PROVIDED RECORDS:

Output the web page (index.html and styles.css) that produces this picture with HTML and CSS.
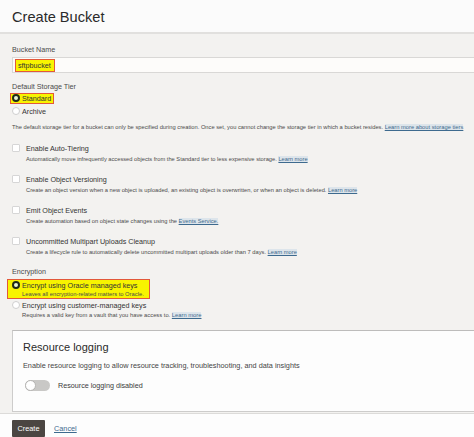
FILE: index.html
```html
<!DOCTYPE html>
<html>
<head>
<meta charset="utf-8">
<link rel="stylesheet" href="styles.css">
</head>
<body>
<div class="header"><h1 class="title">Create Bucket</h1></div>
<div class="form">
  <div class="label">Bucket Name</div>
  <div class="input"><span class="hl hl-input">sftpbucket</span></div>

  <div class="label label-tier">Default Storage Tier</div>
  <div class="radio-row"><span class="hl hl-std"><span class="radio on"></span><span class="rtext">Standard</span></span></div>
  <div class="radio-row r2"><span class="radio"></span><span class="rtext">Archive</span></div>
  <div class="desc tier-desc">The default storage tier for a bucket can only be specified during creation. Once set, you cannot change the storage tier in which a bucket resides. <a class="link">Learn more about storage tiers</a></div>

  <div class="checks">
    <div class="check">
      <div class="check-row"><span class="box"></span><span class="ctext">Enable Auto-Tiering</span></div>
      <div class="desc cdesc">Automatically move infrequently accessed objects from the Standard tier to less expensive storage. <a class="link">Learn more</a></div>
    </div>
    <div class="check">
      <div class="check-row"><span class="box"></span><span class="ctext">Enable Object Versioning</span></div>
      <div class="desc cdesc">Create an object version when a new object is uploaded, an existing object is overwritten, or when an object is deleted. <a class="link">Learn more</a></div>
    </div>
    <div class="check">
      <div class="check-row"><span class="box"></span><span class="ctext">Emit Object Events</span></div>
      <div class="desc cdesc">Create automation based on object state changes using the <a class="link">Events Service.</a></div>
    </div>
    <div class="check">
      <div class="check-row"><span class="box"></span><span class="ctext">Uncommitted Multipart Uploads Cleanup</span></div>
      <div class="desc cdesc">Create a lifecycle rule to automatically delete uncommitted multipart uploads older than 7 days. <a class="link">Learn more</a></div>
    </div>
  </div>

  <div class="label label-enc">Encryption</div>
  <div class="hl hl-enc">
    <div class="enc-row"><span class="radio on"></span><span class="rtext">Encrypt using Oracle managed keys</span></div>
    <div class="desc edesc">Leaves all encryption-related matters to Oracle.</div>
  </div>
  <div class="enc-row r-cust"><span class="radio"></span><span class="rtext">Encrypt using customer-managed keys</span></div>
  <div class="desc edesc">Requires a valid key from a vault that you have access to. <a class="link">Learn more</a></div>

  <div class="panel">
    <div class="panel-title">Resource logging</div>
    <div class="panel-desc">Enable resource logging to allow resource tracking, troubleshooting, and data insights</div>
    <div class="toggle-row"><span class="toggle"><span class="knob"></span></span><span class="ttext">Resource logging disabled</span></div>
  </div>
</div>
<div class="footer">
  <span class="btn">Create</span><a class="cancel">Cancel</a>
</div>
</body>
</html>
```
FILE: styles.css
```css
html, body {
  margin: 0;
  padding: 0;
}
body {
  width: 474px;
  height: 437px;
  overflow: hidden;
  background: #f3f2f0;
  font-family: "Liberation Sans", Arial, sans-serif;
  color: #333;
}
.header {
  height: 32px;
  background: #fbfbfb;
  border-bottom: 2px solid #e1e0de;
  display: flex;
  align-items: center;
  padding-left: 12px;
}
.title {
  margin: 0;
  font-weight: normal;
  font-size: 14.6px;
  color: #2a2a2a;
  position: relative;
  top: 1px;
}
.form {
  padding: 11px 0 0 12px;
}
.label {
  font-size: 7.2px;
  line-height: 10px;
  height: 10px;
  color: #4a4a4a;
}
.input {
  margin-top: 2px;
  height: 14px;
  background: #fdfcfa;
  border-top: 1px solid #d9d8d6;
  border-bottom: 1px solid #d9d8d6;
  border-left: 1px solid #d9d8d6;
  display: flex;
  align-items: center;
  padding-left: 2px;
}
.hl {
  background: #f8f400;
  border: 1px solid #e2583a;
  box-sizing: border-box;
}
.hl-input {
  display: inline-block;
  height: 13px;
  line-height: 11px;
  font-size: 7.2px;
  padding: 0 2px;
  color: #333;
  width: 40px;
}
.label-tier {
  margin-top: 9px;
}
.radio-row {
  height: 12px;
  display: flex;
  align-items: center;
}
.r2 {
  margin-top: 1px;
}
.hl-std {
  display: inline-flex;
  align-items: center;
  height: 11px;
  width: 44px;
  margin-left: -2px;
  padding-left: 1px;
}
.radio {
  width: 8px;
  height: 8px;
  box-sizing: border-box;
  border-radius: 50%;
  background: #fff;
  border: 1px solid #cfcfcf;
  flex: none;
}
.radio.on {
  background: #e9f5d5;
  border: 2.4px solid #1f2a18;
}
.rtext {
  font-size: 7.2px;
  margin-left: 2px;
  color: #333;
}
.desc {
  font-size: 5.75px;
  line-height: 8px;
  height: 8px;
  color: #4b4b4b;
  white-space: nowrap;
}
.tier-desc {
  margin-top: 6px;
}
.link {
  color: #3d6a8e;
  text-decoration: underline;
  background: #dde5eb;
}
.checks {
  margin-top: 11px;
  display: flex;
  flex-direction: column;
  gap: 10px;
}
.check-row {
  height: 12px;
  display: flex;
  align-items: center;
}
.box {
  width: 8px;
  height: 8px;
  box-sizing: border-box;
  background: #fff;
  border: 1px solid #d6d6d6;
  border-radius: 1px;
  flex: none;
}
.ctext {
  font-size: 7.2px;
  margin-left: 6px;
  color: #333;
}
.cdesc {
  margin-top: 1px;
  padding-left: 14px;
  font-size: 5.72px;
}
.label-enc {
  margin-top: 11px;
}
.hl-enc {
  margin-top: 2px;
  margin-left: -5px;
  width: 143px;
  height: 20px;
  padding-left: 4px;
}
.enc-row {
  height: 10px;
  display: flex;
  align-items: center;
}
.hl-enc .edesc {
  height: 8px;
}
.edesc {
  padding-left: 10px;
  font-size: 5.8px;
}
.r-cust {
  height: 12px;
}
.panel {
  margin-top: 11px;
  background: #fdfdfd;
  border: 1px solid #cdcccb;
  border-right: none;
  border-top-color: #bdbcbb;
  padding: 8px 0 0 10px;
  height: 72px;
}
.panel-title {
  font-size: 11px;
  line-height: 16px;
  color: #2a2a2a;
}
.panel-desc {
  margin-top: 6px;
  font-size: 7.3px;
  line-height: 10px;
  color: #454545;
  white-space: nowrap;
}
.toggle-row {
  margin-top: 8px;
  height: 12px;
  display: flex;
  align-items: center;
  padding-left: 2px;
}
.toggle {
  width: 25px;
  height: 11px;
  border-radius: 6px;
  background: #c9c8c6;
  position: relative;
  flex: none;
}
.knob {
  position: absolute;
  left: 0;
  top: 0;
  width: 11px;
  height: 11px;
  box-sizing: border-box;
  border-radius: 50%;
  background: #fff;
  border: 1px solid #b5b4b2;
}
.ttext {
  margin-left: 8px;
  font-size: 7.2px;
  color: #3a3a3a;
}
.footer {
  margin-top: 1px;
  border-top: 1px solid #dcdbd9;
  background: #fdfdfd;
  height: 17px;
  padding: 6px 0 0 12px;
  display: flex;
  align-items: flex-start;
}
.btn {
  display: inline-flex;
  align-items: center;
  justify-content: center;
  width: 33px;
  height: 17px;
  background: #4b4642;
  color: #fff;
  font-size: 7.3px;
  border-radius: 1px;
}
.cancel {
  margin-left: 9px;
  margin-top: 4px;
  font-size: 7.3px;
  color: #3d6a8e;
  text-decoration: underline;
}
```
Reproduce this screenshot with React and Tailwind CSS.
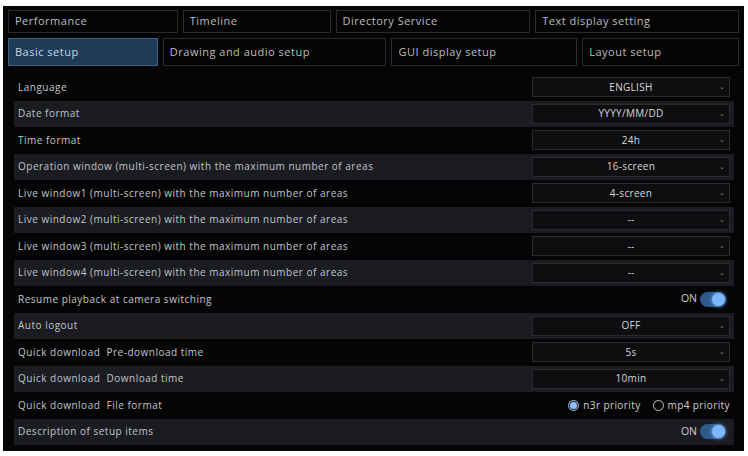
import React from "react";

const rows = [
  { label: "Language", type: "select", value: "ENGLISH" },
  { label: "Date format", type: "select", value: "YYYY/MM/DD" },
  { label: "Time format", type: "select", value: "24h" },
  { label: "Operation window (multi-screen) with the maximum number of areas", type: "select", value: "16-screen" },
  { label: "Live window1 (multi-screen) with the maximum number of areas", type: "select", value: "4-screen" },
  { label: "Live window2 (multi-screen) with the maximum number of areas", type: "select", value: "--" },
  { label: "Live window3 (multi-screen) with the maximum number of areas", type: "select", value: "--" },
  { label: "Live window4 (multi-screen) with the maximum number of areas", type: "select", value: "--" },
  { label: "Resume playback at camera switching", type: "toggle" },
  { label: "Auto logout", type: "select", value: "OFF" },
  { label: "Quick download  Pre-download time", type: "select", value: "5s" },
  { label: "Quick download  Download time", type: "select", value: "10min" },
  { label: "Quick download  File format", type: "radio" },
  { label: "Description of setup items", type: "toggle" },
];

function Select({ value }) {
  return (
    <div className="relative flex h-[20px] w-[198px] items-center justify-center border border-[#2c2c2e] bg-[#0e0e10] text-[10px] tracking-[0.3px] text-[#d8d8d8]">
      <span>{value}</span>
      <span className="absolute right-[4px] top-[5px] text-[7px] leading-none text-[#888]">⌄</span>
    </div>
  );
}

function Toggle() {
  return (
    <div className="flex items-center gap-[3px] pr-[4px]">
      <span className="text-[10.5px] text-[#d0d0d0]">ON</span>
      <div className="flex h-[15px] w-[26px] items-center justify-end rounded-full bg-[#2f5a8a] pr-[1px]">
        <div className="h-[13px] w-[13px] rounded-full bg-[#7cb8ff] shadow-[0_0_4px_#7cb8ff]" />
      </div>
    </div>
  );
}

function Radio() {
  return (
    <div className="flex items-center gap-[12px] text-[10px] tracking-[0.4px] text-[#d0d0d0]">
      <div className="flex items-center gap-[4px]">
        <div className="flex h-[11px] w-[11px] items-center justify-center rounded-full border border-[#9bb7d6] bg-[#1d2a3a]">
          <div className="h-[7px] w-[7px] rounded-full bg-[#8fc0ff]" />
        </div>
        <span>n3r priority</span>
      </div>
      <div className="flex items-center gap-[4px]">
        <div className="h-[11px] w-[11px] rounded-full border border-[#c0c0c0]" />
        <span>mp4 priority</span>
      </div>
    </div>
  );
}

function Tab({ label, w, active }) {
  return (
    <div
      className={
        "flex items-center px-[6px] text-[11px] tracking-[0.5px] " +
        (active
          ? "border border-[#3d6285] bg-[#1e3b58] text-[#c8d6e6]"
          : "border border-[#2a2a2a] bg-[#040404] text-[#bdbdbd]")
      }
      style={{ width: w }}
    >
      {label}
    </div>
  );
}

export default function App() {
  return (
    <div
      className="h-[456px] w-[748px] bg-white pl-[3px] pr-[4px] pt-[6px] pb-[5px]"
      style={{ fontFamily: '"Open Sans", "Noto Sans", sans-serif' }}
    >
      <div className="flex h-full w-full flex-col bg-[#050505] px-[5px] pt-[4px]">
        <div className="flex h-[23px] gap-[5px]">
          <Tab label="Performance" w={170} />
          <Tab label="Timeline" w={148} />
          <Tab label="Directory Service" w={195} />
          <Tab label="Text display setting" w={204} />
        </div>
        <div className="mt-[5px] flex h-[28px] gap-[5px]">
          <Tab label="Basic setup" w={150} active />
          <Tab label="Drawing and audio setup" w={224} />
          <Tab label="GUI display setup" w={186} />
          <Tab label="Layout setup" w={157} />
        </div>
        <div className="mt-[8px] flex flex-col pl-[6px] pr-[5px]">
          {rows.map((r, i) => (
            <div
              key={i}
              className={
                "flex h-[26.5px] items-center justify-between pl-[4px] pr-[4px] " +
                (i % 2 === 1 ? "bg-[#1a1c22]" : "bg-[#050505]")
              }
            >
              <span className="whitespace-pre text-[10px] tracking-[0.5px] text-[#c4c4c8]">{r.label}</span>
              {r.type === "select" && <Select value={r.value} />}
              {r.type === "toggle" && <Toggle />}
              {r.type === "radio" && <Radio />}
            </div>
          ))}
        </div>
      </div>
    </div>
  );
}
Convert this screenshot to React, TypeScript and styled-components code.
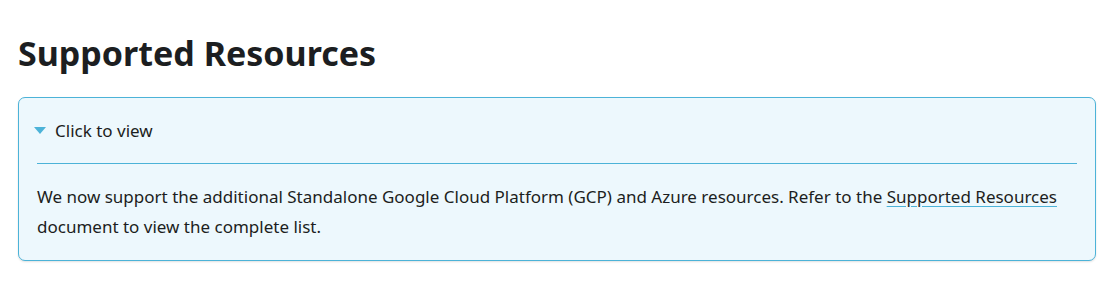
import * as React from "react";
import styled, { createGlobalStyle } from "styled-components";

const GlobalStyle = createGlobalStyle`
  body {
    margin: 0;
    background: #ffffff;
    font-family: "Noto Sans", "Open Sans", Arial, sans-serif;
    color: #1c1e21;
  }
`;

const Page = styled.main`
  padding: 28px 18px 18px 18px;
`;

const Title = styled.h1`
  margin: 0 0 19px 0;
  font-size: 34px;
  line-height: 50px;
  font-weight: 700;
  color: #1c1e21;
`;

const Details = styled.details`
  border: 1px solid #4cb3d8;
  border-radius: 7px;
  background: #edf8fd;
  box-shadow: 0 1px 2px rgba(0, 0, 0, 0.12);
  padding: 0 18px 18px 18px;
`;

const Summary = styled.summary`
  list-style: none;
  display: flex;
  align-items: center;
  gap: 9px;
  height: 65px;
  font-size: 17px;
  color: #1c1e21;
  cursor: pointer;
  border-bottom: 1px solid #4cb3d8;

  &::-webkit-details-marker {
    display: none;
  }
`;

const Caret = styled.span`
  width: 0;
  height: 0;
  border-left: 6px solid transparent;
  border-right: 6px solid transparent;
  border-top: 7px solid #4cb3d8;
  margin-left: -3px;
`;

const Body = styled.p`
  margin: 18px 0 0 0;
  font-size: 17px;
  line-height: 30px;
  color: #1c1e21;
`;

const DocLink = styled.a`
  color: #1c1e21;
  text-decoration: underline;
  text-decoration-color: #4cb3d8;
  text-underline-offset: 3px;
`;

export default function App() {
  return (
    <>
      <GlobalStyle />
      <Page>
        <Title>Supported Resources</Title>
        <Details open>
          <Summary>
            <Caret />
            Click to view
          </Summary>
          <Body>
            We now support the additional Standalone Google Cloud Platform (GCP) and Azure
            resources. Refer to the <DocLink href="#">Supported Resources</DocLink> document to
            view the complete list.
          </Body>
        </Details>
      </Page>
    </>
  );
}
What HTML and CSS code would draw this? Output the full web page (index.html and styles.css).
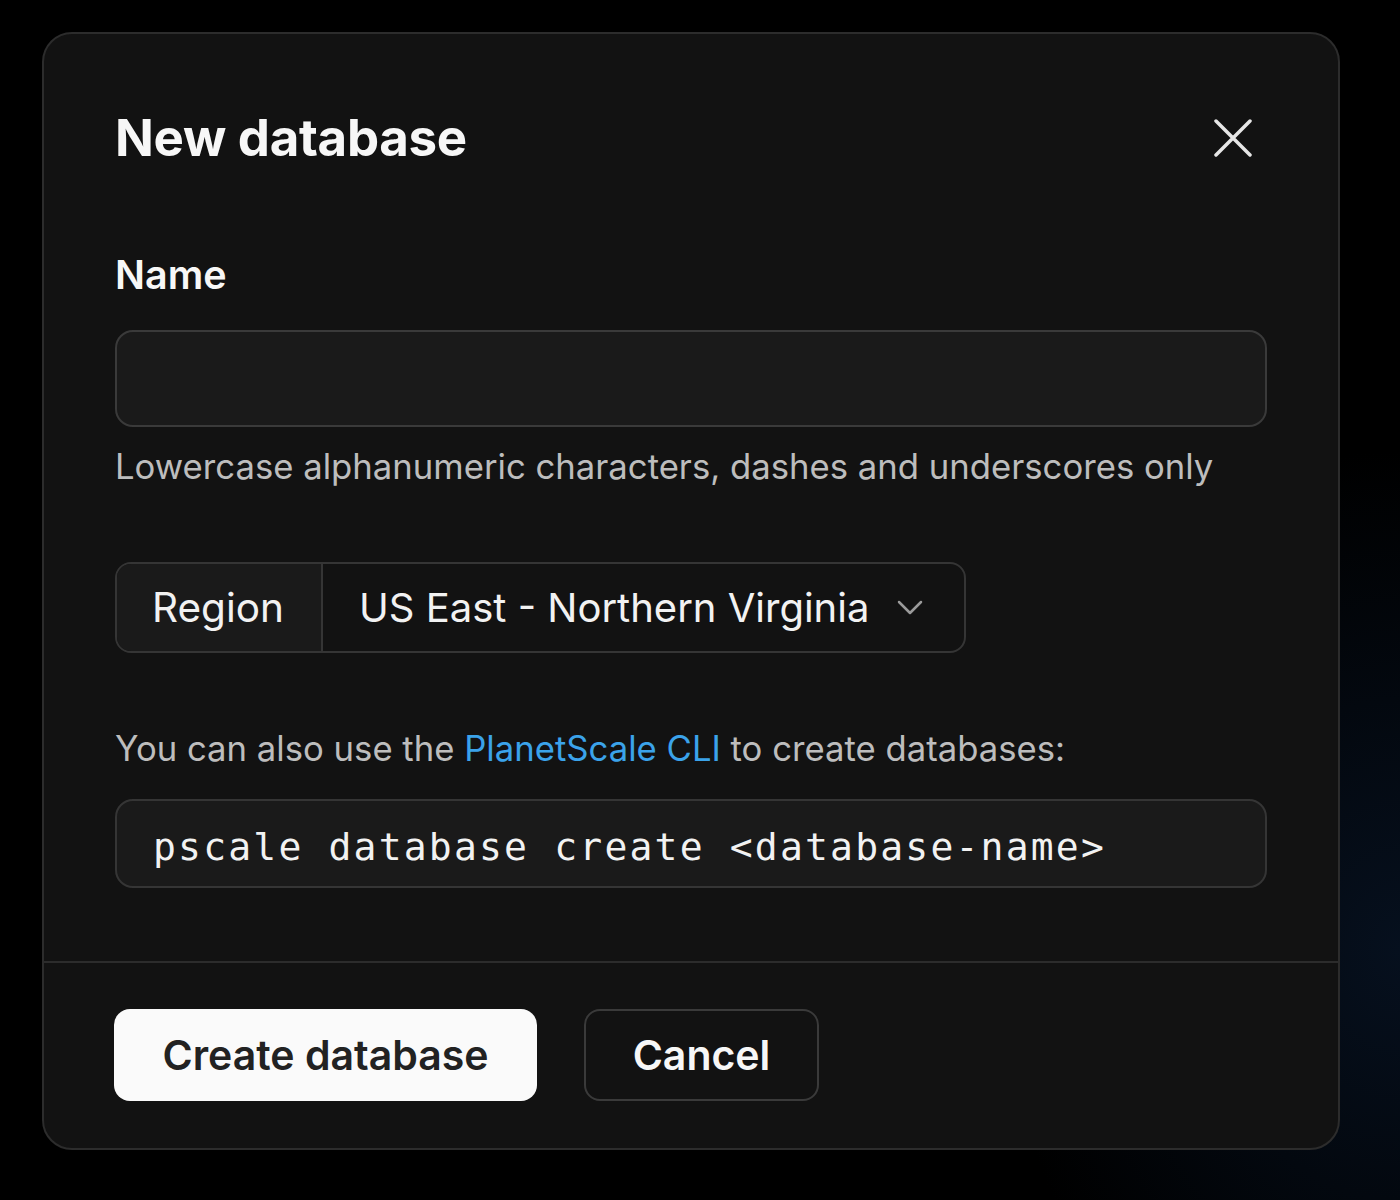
FILE: index.html
```html
<!DOCTYPE html>
<html lang="en">
  <head>
    <meta charset="UTF-8" />
    <meta name="viewport" content="width=device-width, initial-scale=1.0" />
    <title>New database</title>
    <link rel="stylesheet" href="styles.css">
  </head>
  <body>
    <div class="modal">
      <div class="modal-body">
        <div class="modal-header">
          <h2>New database</h2>
          <button class="close-btn" aria-label="Close">
            <svg width="38" height="38" viewBox="0 0 38 38" fill="none" stroke="#e6e6e6" stroke-width="3.5" stroke-linecap="round">
              <path d="M2 2 L36 36 M36 2 L2 36" />
            </svg>
          </button>
        </div>

        <label class="field-label" for="db-name">Name</label>
        <input type="text" id="db-name" class="text-input" />
        <p class="hint">Lowercase alphanumeric characters, dashes and underscores only</p>

        <div class="region-select">
          <span class="region-label">Region</span>
          <span class="region-value">
            US East - Northern Virginia
            <svg width="26" height="15" viewBox="0 0 26 15" fill="none" stroke="#9a9a9a" stroke-width="2.5" stroke-linecap="round" stroke-linejoin="round">
              <path d="M2 2 L13 13 L24 2" />
            </svg>
          </span>
        </div>

        <p class="cli-note">You can also use the <a href="#">PlanetScale CLI</a> to create databases:</p>
        <div class="code-box">pscale database create &lt;database-name&gt;</div>
      </div>

      <div class="modal-footer">
        <button class="btn btn-primary">Create database</button>
        <button class="btn btn-secondary">Cancel</button>
      </div>
    </div>
  </body>
</html>
```

FILE: styles.css
```css
html,
body {
  height: 100%;
}
body {
  margin: 0;
  background: radial-gradient(ellipse 400px 500px at 1400px 950px, #06101e 0%, #000 100%), #000;
  font-family: Inter, "Noto Sans", Roboto, sans-serif;
  color: #f2f2f2;
  padding: 32px 58px 0 42px;
  box-sizing: border-box;
}

.modal {
  width: 1298px;
  height: 1118px;
  box-sizing: border-box;
  background-color: #121212;
  border: 2px solid #2c2c2c;
  border-radius: 30px;
  display: flex;
  flex-direction: column;
}

.modal-body {
  padding: 72px 71px 73px 71px;
  border-bottom: 2px solid #2c2c2c;
}

.modal-header {
  display: flex;
  justify-content: space-between;
  align-items: center;
  margin-bottom: 82px;
}
.modal-header h2 {
  margin: 0;
  font-size: 51px;
  font-weight: 700;
  line-height: 64px;
  letter-spacing: -0.3px;
  color: #f7f7f7;
}
.close-btn {
  background: none;
  border: none;
  padding: 0;
  margin-right: 15px;
  display: flex;
  cursor: pointer;
}

.field-label {
  display: block;
  font-size: 39.5px;
  font-weight: 600;
  line-height: 46px;
  margin-bottom: 32px;
  color: #f7f7f7;
}

.text-input {
  display: block;
  width: 100%;
  height: 97px;
  box-sizing: border-box;
  background-color: #1a1a1a;
  border: 2px solid #3a3a3a;
  border-radius: 18px;
  outline: none;
}

.hint,
.cli-note {
  margin: 0;
  font-size: 34.7px;
  line-height: 46px;
  color: #bdbdbd;
}
.hint {
  margin-top: 16px;
  margin-bottom: 73px;
}

.region-select {
  display: flex;
  width: 851px;
  height: 91px;
  box-sizing: border-box;
  border: 2px solid #353535;
  border-radius: 16px;
  overflow: hidden;
  margin-bottom: 72px;
}
.region-label {
  display: flex;
  align-items: center;
  padding: 0 35px;
  width: 206px;
  box-sizing: border-box;
  background-color: #1a1a1a;
  border-right: 2px solid #353535;
  font-size: 40.5px;
}
.region-value {
  flex-grow: 1;
  display: flex;
  align-items: center;
  gap: 28px;
  padding-left: 36px;
  font-size: 40px;
}

.cli-note {
  margin-bottom: 28px;
}
.cli-note a {
  color: #3ba3ea;
  text-decoration: none;
}

.code-box {
  height: 89px;
  box-sizing: border-box;
  display: flex;
  align-items: center;
  padding: 6px 0 0 36px;
  background-color: #1a1a1a;
  border: 2px solid #353535;
  border-radius: 18px;
  font-family: "DejaVu Sans Mono", "Liberation Mono", monospace;
  font-size: 38px;
  letter-spacing: 2.2px;
  color: #f2f2f2;
}

.modal-footer {
  display: flex;
  gap: 47px;
  padding: 46px 71px 0 70px;
}
.btn {
  height: 92px;
  font-family: inherit;
  font-size: 41px;
  font-weight: 600;
  border-radius: 16px;
  cursor: pointer;
}
.btn-primary {
  width: 423px;
  background-color: #fafafa;
  color: #222;
  border: none;
}
.btn-secondary {
  width: 235px;
  background-color: #121212;
  color: #f7f7f7;
  border: 2px solid #3a3a3a;
}
```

GIVEN INSTRUCTION:
Repeat exactly, and only, the entries from the line with "Reproduce this screenshot" through the line with "import React from". Pictures are skipped.

RESULT OF THE EXERCISE:
Reproduce this screenshot with React and Tailwind CSS.
import React from "react";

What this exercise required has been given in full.